Los fabricantes de Mata Ortiz, muchos de los cuales han sido instruidos por Quezada y su familia, se esfuerzan por ser originales en el uso del color, el diseño y la forma. “No nos atamos a una tradición como la de los pueblos del suroeste, donde hay que seguir la línea familiar”, dice Valles. “La verdadera tradición de Mata Ortiz es la innovación”.
Mi esposo y yo somos alfareros, y tomamos el taller del CCC de Valles y Martínez. Habíamos ido a Mata Ortiz hace varios años y coincidimos con la pareja en su cocina. Las cocinas es donde casi todos los alfareros del pueblo trabajan con la arcilla. Se lavan las manos con frecuencia. “Tenemos que mantenernos limpios nosotros mismos y nuestro espacio de trabajo porque también comemos y preparamos las comidas allí”, dice Valles, luciendo impecable ante los participantes del taller llenos de barro.
Los alfareros de Mata Ortiz extraen su arcilla cremosa, que Valles trajo para que la utilizáramos, de las montañas volcánicas de la Sierra Madre y de los lechos de los arroyos. Los alfareros venden sus obras terminadas en sus salas y en la parte trasera de las camionetas que recorren las carreteras llenas de baches del pueblo, en busca de los cazadores de ollas ambulantes que vienen a comprar.
En Mata Ortiz, las herramientas de alfarería son escasas e ingeniosas. Para pintar, el pelo liso de los niños pequeños es muy apreciado. Estos donan uno o dos mechones bajo la suave coerción del alfarero. Se necesitan de dos a seis mechones de pelo por pincel. Están unidos a un lápiz que requiere una mano firme para pintar líneas tan finas como el rastro de una hormiga, sin tambalear.
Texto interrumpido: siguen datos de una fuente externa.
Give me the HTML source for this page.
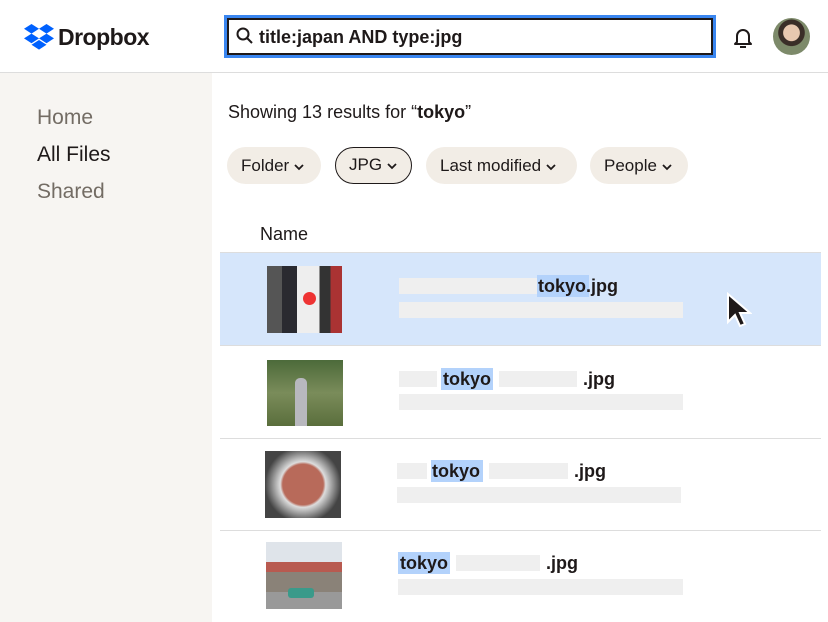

Nuestra tarea en el taller había sido traer pelo adecuado para los pinceles. Por suerte, una de las participantes canosas había guardado un mechón rubio trenzado que su madre le cortó cuando tenía siete años. Vimos cómo Valles y Martínez creaban pinceles desmontando bolígrafos e introduciendo pelo de hace décadas en la punta vacía, y nos maravillamos de la perspicacia de una madre.